Priority inversion was what I was thinking of. When you say its a fixable problem, the common way to fix that is to have a real time scheduler deal with it. Lots of systems don't have real time schedulers available to them, so lock free algos make sense there and you deal with the starvation issue instead of the inversion issue.
That said, I'm no expert on real time systems and my use of lock free algos has fallen into the exact category you are talking about, which is wanting to avoid context switches in user land, but that is more a property of the OSes I use than the algorithms themselves.
Both lock-free and wait-free algorithms/implementations offer the same advantage, as a corollary of their definition: latency guarantees. These are central to real-time systems.
PS. The difference is that lock-free algorithms improve throughput _at the expense of single-thread latency_, and thus are more useful for satisfying system-wide throughput requirements, e.g. for a DBMS. Wait-freedom additionally guarantees freedom from starvation.
res = last.nextDone.compareAndSet( (null,false), (myNode, false))
I fail to see how under contention the statement above is "wait-free".
Having globalPhase is another contention point (although atomic adds are wait free on most hardware, nowadays).

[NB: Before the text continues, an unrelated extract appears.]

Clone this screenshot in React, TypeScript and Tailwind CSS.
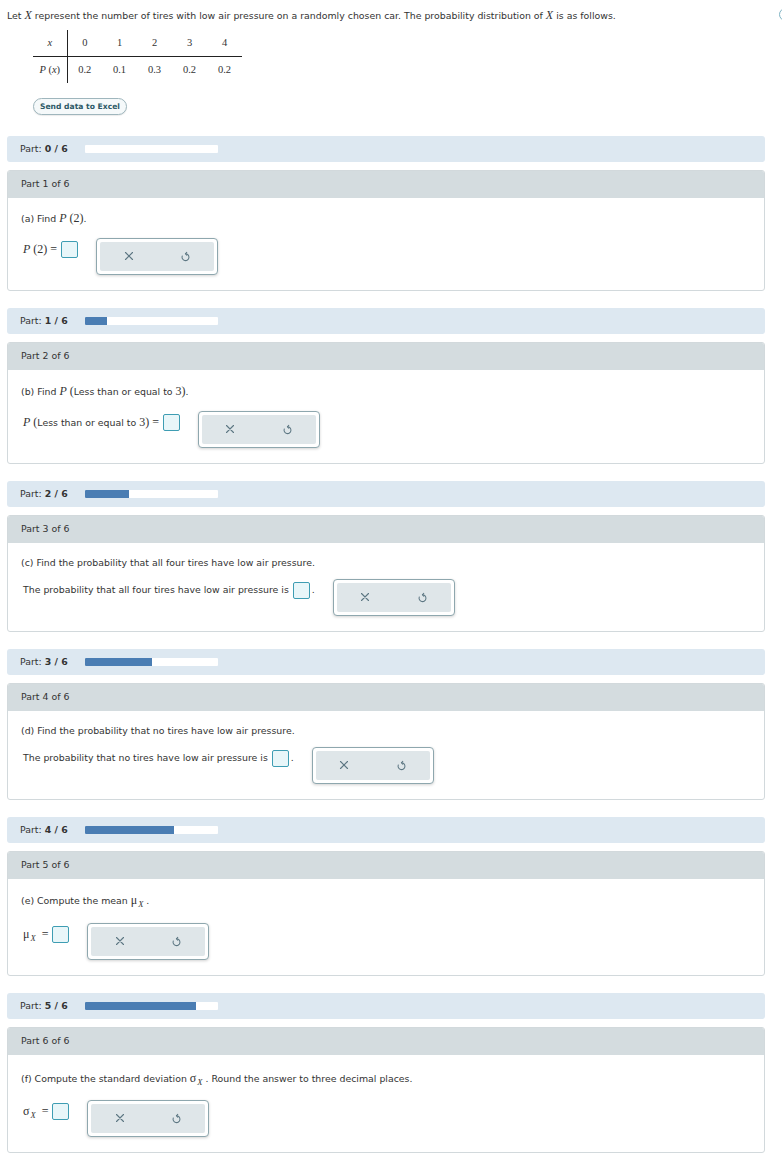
import React from "react";

const sans = { fontFamily: '"DejaVu Sans", Verdana, sans-serif' };

function M({ children, i }: { children: React.ReactNode; i?: boolean }) {
  return (
    <span className={`font-['Liberation_Serif',serif] text-[12px] ${i ? "italic" : ""}`}>{children}</span>
  );
}

function Sub({ children }: { children: React.ReactNode }) {
  return (
    <span className="font-['Liberation_Serif',serif] italic text-[8.5px] relative top-[3px] ml-[1px]">{children}</span>
  );
}

function Box() {
  return <span className="inline-block w-[17px] h-[17px] border-[1.5px] border-[#3e9db3] bg-[#e8f6f9] rounded-[2px] align-middle" />;
}

function UndoIcon() {
  return (
    <svg width="11" height="11" viewBox="0 0 16 16" fill="none" stroke="#5d7783" strokeWidth="1.5" strokeLinecap="round" strokeLinejoin="round">
      <path d="M8 4 A5 5 0 1 1 3.3 7.3" />
      <path d="M9.8 2 L7.8 4 L9.8 6" />
    </svg>
  );
}

function XIcon() {
  return (
    <svg width="10" height="10" viewBox="0 0 10 10" stroke="#5d7783" strokeWidth="1.1" strokeLinecap="round">
      <path d="M1.5 1.5 L8.5 8.5 M8.5 1.5 L1.5 8.5" />
    </svg>
  );
}

function Tools() {
  return (
    <div className="w-[122px] h-[37px] p-[3px] border border-[#8ea7ae] rounded-[4px] bg-white shadow-[0_1px_3px_rgba(0,0,0,0.18)] shrink-0">
      <div className="flex h-full bg-[#dfe6e9] rounded-[2px]">
        <div className="flex-1 flex items-center justify-center"><XIcon /></div>
        <div className="flex-1 flex items-center justify-center"><UndoIcon /></div>
      </div>
    </div>
  );
}

function Progress({ done }: { done: number }) {
  return (
    <div className="h-[26px] bg-[#dde8f1] rounded-[3px] flex items-center pl-[13px] text-[9.4px] text-[#333]">
      <span className="w-[65px]">
        Part: <b>{done} / 6</b>
      </span>
      <div className="w-[133px] h-[8px] bg-white rounded-[1px] overflow-hidden">
        <div className="h-full bg-[#4a7db3]" style={{ width: `${(done / 6) * 100}%` }} />
      </div>
    </div>
  );
}

interface PartProps {
  n: number;
  pt: string;
  mt: string;
  question: React.ReactNode;
  answer: React.ReactNode;
}

function Part({ n, pt, mt, question, answer }: PartProps) {
  return (
    <div className="mt-[8px] border border-[#d2d9dc] rounded-[3px] overflow-hidden">
      <div className="h-[27px] bg-[#d4dcdf] flex items-center pl-[13px] text-[9.4px] text-[#333]">
        Part {n} of 6
      </div>
      <div className={`px-[13px] ${pt} pb-[15px] text-[9.4px] text-[#333]`}>
        <div className="h-[12px] leading-[12px] flex items-center">{question}</div>
        <div className={`flex items-start ${mt} pl-[2px]`}>
          <div className="flex items-center gap-[4px] h-[17px] mt-[3px]">{answer}</div>
          <div className="ml-[18px]">
            <Tools />
          </div>
        </div>
      </div>
    </div>
  );
}

const xs = ["0", "1", "2", "3", "4"];
const ps = ["0.2", "0.1", "0.3", "0.2", "0.2"];

export default function App() {
  return (
    <div className="relative bg-white min-h-[1168px] pl-[7px] pr-[17px] pb-[15px] text-[#333] overflow-hidden" style={sans}>
      <span className="absolute right-[-10px] top-[8px] w-[13px] h-[13px] rounded-full border border-[#7fb3c3]" />
      <p className="pt-[9px] text-[9.4px] leading-[12px]">
        Let <M i>X</M> represent the number of tires with low air pressure on a randomly chosen car. The probability distribution of <M i>X</M> is as follows.
      </p>

      <table className="ml-[26px] mt-[8px] border-collapse font-['Liberation_Serif',serif] text-[10.5px] text-[#333]">
        <tbody>
          <tr className="h-[26px]">
            <td className="w-[34px] text-center italic border-r border-b border-[#222]">x</td>
            {xs.map((x) => (
              <td key={x} className="w-[35px] text-center border-b border-[#222]">{x}</td>
            ))}
          </tr>
          <tr className="h-[27px]">
            <td className="text-center border-r border-[#222]">
              <span className="italic">P</span> (<span className="italic">x</span>)
            </td>
            {ps.map((p, i) => (
              <td key={i} className="text-center">{p}</td>
            ))}
          </tr>
        </tbody>
      </table>

      <button className="ml-[26px] mt-[15px] h-[17px] px-[6px] rounded-full border border-[#9fb6bd] bg-[#f5f9fa] text-[7.6px] font-semibold text-[#2c5967] shadow-[0_1px_1px_rgba(0,0,0,0.08)]">
        Send data to Excel
      </button>

      <div className="mt-[20px]">
        <Progress done={0} />
        <Part
          n={1}
          pt="pt-[15px]"
          mt="mt-[13px]"
          question={<span>(a) Find <M i>P</M> <M>(2)</M>.</span>}
          answer={<><span><M i>P</M> <M>(2) =</M></span><Box /></>}
        />
      </div>

      <div className="mt-[17px]">
        <Progress done={1} />
        <Part
          n={2}
          pt="pt-[16px]"
          mt="mt-[13px]"
          question={<span>(b) Find <M i>P</M> <M>(</M>Less than or equal to <M>3)</M>.</span>}
          answer={<><span><M i>P</M> <M>(</M>Less than or equal to <M>3) =</M></span><Box /></>}
        />
      </div>

      <div className="mt-[17px]">
        <Progress done={2} />
        <Part
          n={3}
          pt="pt-[14px]"
          mt="mt-[10px]"
          question={<span>(c) Find the probability that all four tires have low air pressure.</span>}
          answer={<><span>The probability that all four tires have low air pressure is</span><Box /><span className="-ml-[2px]">.</span></>}
        />
      </div>

      <div className="mt-[17px]">
        <Progress done={3} />
        <Part
          n={4}
          pt="pt-[14px]"
          mt="mt-[10px]"
          question={<span>(d) Find the probability that no tires have low air pressure.</span>}
          answer={<><span>The probability that no tires have low air pressure is</span><Box /><span className="-ml-[2px]">.</span></>}
        />
      </div>

      <div className="mt-[17px]">
        <Progress done={4} />
        <Part
          n={5}
          pt="pt-[16px]"
          mt="mt-[16px]"
          question={<span>(e) Compute the mean <M>μ</M><Sub>X</Sub> .</span>}
          answer={<><span><M>μ</M><Sub>X</Sub> <M>&nbsp;=</M></span><Box /></>}
        />
      </div>

      <div className="mt-[17px]">
        <Progress done={5} />
        <Part
          n={6}
          pt="pt-[18px]"
          mt="mt-[15px]"
          question={<span>(f) Compute the standard deviation <M>σ</M><Sub>X</Sub> . Round the answer to three decimal places.</span>}
          answer={<><span><M>σ</M><Sub>X</Sub> <M>&nbsp;=</M></span><Box /></>}
        />
      </div>
    </div>
  );
}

Not ceratain if 'tid' is threadId but having AtomicReferenceArray (all notation appears to stem from java.util.concurrent) with an arbitrary length is certainly not a wait-free operation, hence the announce would fail to be wait free. Using CPU-id instead is a hard one as well unless all threads are core-bound. Morealso if the array (announce) is not fixed length the entire algorithm cannot finish in finite amount of steps.